Determine how many lines include "Output". Give the number and nothing else.
+++ Input for this task
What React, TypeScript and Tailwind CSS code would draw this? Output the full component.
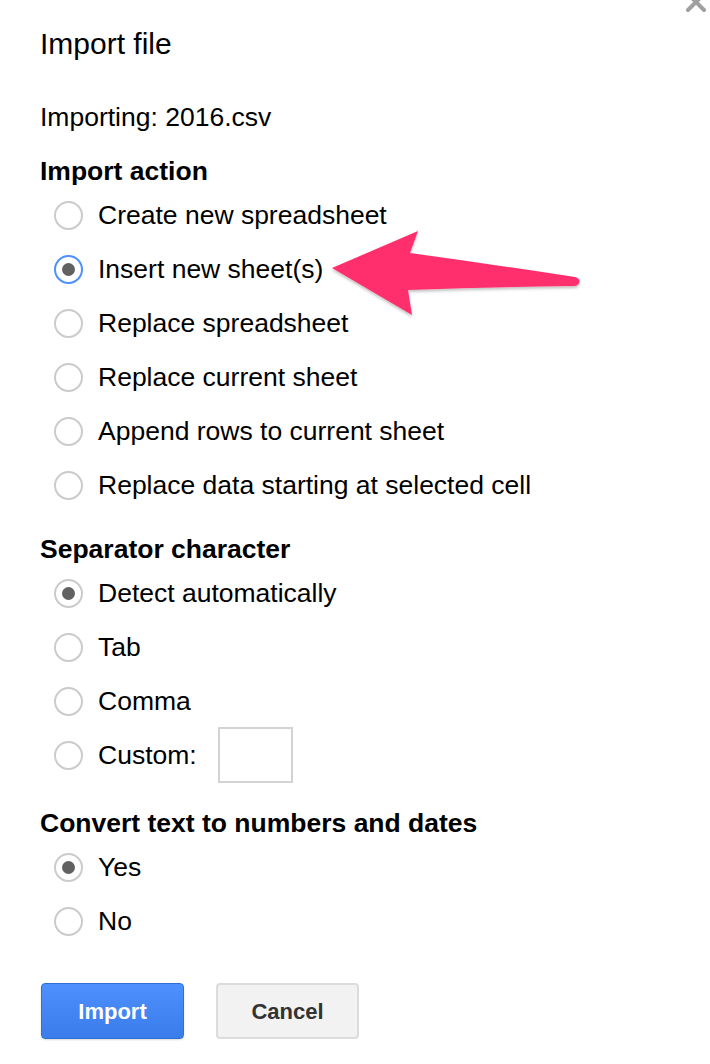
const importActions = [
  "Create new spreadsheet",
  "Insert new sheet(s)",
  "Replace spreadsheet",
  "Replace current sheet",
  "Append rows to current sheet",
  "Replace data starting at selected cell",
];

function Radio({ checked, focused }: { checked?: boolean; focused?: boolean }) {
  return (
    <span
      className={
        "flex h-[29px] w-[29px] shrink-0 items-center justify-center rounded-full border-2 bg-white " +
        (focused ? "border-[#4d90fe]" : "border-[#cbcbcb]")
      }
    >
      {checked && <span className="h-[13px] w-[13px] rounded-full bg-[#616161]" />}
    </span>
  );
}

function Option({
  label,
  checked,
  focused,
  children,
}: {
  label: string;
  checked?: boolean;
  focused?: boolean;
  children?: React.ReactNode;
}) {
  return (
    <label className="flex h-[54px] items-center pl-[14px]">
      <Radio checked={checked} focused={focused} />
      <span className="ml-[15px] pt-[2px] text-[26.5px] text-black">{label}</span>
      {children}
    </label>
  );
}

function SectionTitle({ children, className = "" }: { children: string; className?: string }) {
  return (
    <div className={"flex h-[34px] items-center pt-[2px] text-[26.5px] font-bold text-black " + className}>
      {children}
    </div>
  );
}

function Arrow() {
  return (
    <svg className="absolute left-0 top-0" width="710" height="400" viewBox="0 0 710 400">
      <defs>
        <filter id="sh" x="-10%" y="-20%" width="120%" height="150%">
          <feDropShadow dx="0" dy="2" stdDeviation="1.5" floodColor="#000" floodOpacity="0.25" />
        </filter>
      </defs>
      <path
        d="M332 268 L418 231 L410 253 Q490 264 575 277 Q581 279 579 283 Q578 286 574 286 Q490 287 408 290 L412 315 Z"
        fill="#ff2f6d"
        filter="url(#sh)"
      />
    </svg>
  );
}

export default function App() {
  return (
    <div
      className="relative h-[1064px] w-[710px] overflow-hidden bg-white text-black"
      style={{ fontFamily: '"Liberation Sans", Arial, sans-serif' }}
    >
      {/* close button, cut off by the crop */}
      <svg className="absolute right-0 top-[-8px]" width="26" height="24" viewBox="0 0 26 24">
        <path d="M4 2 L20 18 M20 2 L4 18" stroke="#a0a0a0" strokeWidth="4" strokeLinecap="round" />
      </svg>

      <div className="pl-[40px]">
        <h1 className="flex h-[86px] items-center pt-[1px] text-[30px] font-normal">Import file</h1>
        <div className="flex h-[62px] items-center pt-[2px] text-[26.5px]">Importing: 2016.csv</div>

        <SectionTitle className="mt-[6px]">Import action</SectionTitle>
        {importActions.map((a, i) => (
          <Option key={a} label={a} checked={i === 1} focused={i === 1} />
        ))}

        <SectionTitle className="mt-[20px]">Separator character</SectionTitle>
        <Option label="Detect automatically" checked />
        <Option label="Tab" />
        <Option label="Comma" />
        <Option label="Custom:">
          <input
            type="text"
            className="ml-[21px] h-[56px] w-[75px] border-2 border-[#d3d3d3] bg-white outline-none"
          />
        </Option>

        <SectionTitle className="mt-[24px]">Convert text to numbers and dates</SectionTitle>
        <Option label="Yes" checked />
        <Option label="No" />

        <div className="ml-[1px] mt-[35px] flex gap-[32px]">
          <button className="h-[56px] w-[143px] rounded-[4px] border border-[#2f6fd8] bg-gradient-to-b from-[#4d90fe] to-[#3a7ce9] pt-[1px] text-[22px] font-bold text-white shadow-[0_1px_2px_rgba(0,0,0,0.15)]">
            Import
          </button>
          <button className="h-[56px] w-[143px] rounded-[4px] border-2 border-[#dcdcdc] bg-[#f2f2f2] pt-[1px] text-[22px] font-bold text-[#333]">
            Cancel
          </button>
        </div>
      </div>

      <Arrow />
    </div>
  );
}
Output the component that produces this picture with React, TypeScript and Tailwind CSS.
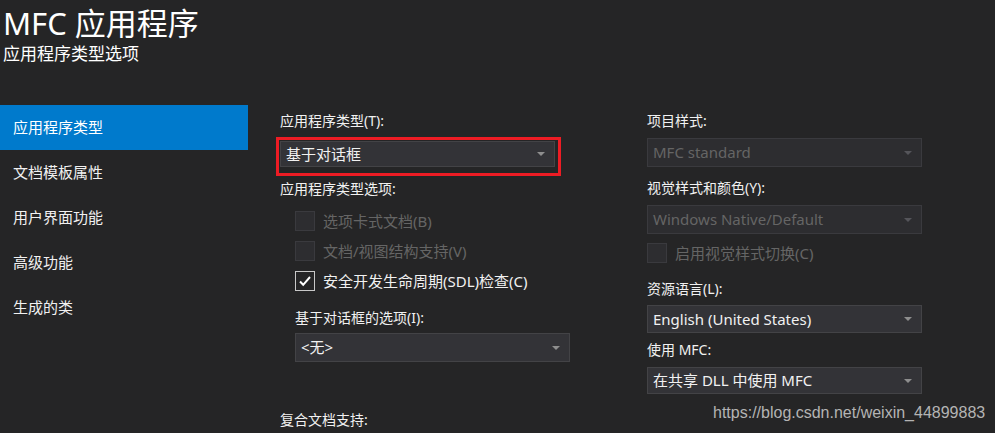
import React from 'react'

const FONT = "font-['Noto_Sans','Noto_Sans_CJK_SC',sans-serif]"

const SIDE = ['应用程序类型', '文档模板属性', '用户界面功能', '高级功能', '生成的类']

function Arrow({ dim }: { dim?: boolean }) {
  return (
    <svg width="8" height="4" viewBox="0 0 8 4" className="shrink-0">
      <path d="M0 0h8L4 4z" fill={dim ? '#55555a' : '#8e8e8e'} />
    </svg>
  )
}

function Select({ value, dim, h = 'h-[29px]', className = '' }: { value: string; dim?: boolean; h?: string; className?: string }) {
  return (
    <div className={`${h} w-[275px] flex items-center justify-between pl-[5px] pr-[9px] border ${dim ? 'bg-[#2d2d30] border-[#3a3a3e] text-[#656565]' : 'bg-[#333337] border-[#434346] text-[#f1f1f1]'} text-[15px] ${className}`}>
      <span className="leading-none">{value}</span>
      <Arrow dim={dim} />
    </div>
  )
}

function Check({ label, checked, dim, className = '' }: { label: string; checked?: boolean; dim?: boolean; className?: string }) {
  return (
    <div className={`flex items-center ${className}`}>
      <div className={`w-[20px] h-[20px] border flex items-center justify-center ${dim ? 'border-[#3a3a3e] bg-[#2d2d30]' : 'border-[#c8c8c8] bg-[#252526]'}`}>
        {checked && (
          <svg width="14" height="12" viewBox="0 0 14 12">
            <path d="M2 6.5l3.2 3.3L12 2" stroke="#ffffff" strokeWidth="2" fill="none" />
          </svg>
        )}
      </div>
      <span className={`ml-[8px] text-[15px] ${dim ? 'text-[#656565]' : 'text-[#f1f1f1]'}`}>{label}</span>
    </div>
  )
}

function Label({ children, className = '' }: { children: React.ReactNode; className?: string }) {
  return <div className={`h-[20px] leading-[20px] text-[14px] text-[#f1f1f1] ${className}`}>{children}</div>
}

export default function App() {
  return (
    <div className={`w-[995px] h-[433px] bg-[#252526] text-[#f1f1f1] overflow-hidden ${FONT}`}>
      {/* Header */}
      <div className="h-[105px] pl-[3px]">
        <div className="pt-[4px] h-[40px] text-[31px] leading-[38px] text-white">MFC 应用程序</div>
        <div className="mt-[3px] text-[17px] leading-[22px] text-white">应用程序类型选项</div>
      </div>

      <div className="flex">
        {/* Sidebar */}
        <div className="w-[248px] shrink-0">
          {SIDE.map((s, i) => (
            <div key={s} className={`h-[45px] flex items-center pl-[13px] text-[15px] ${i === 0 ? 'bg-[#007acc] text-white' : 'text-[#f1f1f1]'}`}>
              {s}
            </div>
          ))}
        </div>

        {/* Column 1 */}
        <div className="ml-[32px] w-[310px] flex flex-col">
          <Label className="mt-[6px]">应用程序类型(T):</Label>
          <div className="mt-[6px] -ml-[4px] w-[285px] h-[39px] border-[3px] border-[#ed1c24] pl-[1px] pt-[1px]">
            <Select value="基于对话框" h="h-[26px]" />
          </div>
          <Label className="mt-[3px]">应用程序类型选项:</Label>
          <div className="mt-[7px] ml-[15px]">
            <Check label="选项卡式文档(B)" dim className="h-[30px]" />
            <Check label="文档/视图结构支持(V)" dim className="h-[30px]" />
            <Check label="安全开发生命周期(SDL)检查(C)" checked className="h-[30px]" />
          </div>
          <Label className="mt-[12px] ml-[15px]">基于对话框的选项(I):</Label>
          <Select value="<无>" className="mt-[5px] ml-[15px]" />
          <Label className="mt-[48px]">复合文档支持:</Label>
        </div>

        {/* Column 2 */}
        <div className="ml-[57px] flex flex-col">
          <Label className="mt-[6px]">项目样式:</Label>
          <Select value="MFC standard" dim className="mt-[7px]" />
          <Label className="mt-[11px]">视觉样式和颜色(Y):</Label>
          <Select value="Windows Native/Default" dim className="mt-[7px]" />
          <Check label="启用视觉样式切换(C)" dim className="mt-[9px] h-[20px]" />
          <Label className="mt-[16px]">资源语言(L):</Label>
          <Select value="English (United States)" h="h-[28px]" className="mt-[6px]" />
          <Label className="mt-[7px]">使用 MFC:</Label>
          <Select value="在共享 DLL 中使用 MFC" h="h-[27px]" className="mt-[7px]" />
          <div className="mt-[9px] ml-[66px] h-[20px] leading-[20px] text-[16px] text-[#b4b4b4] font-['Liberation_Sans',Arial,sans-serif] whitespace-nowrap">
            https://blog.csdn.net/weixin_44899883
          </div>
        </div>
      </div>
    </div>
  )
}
++++++
- **Solution to this task**
2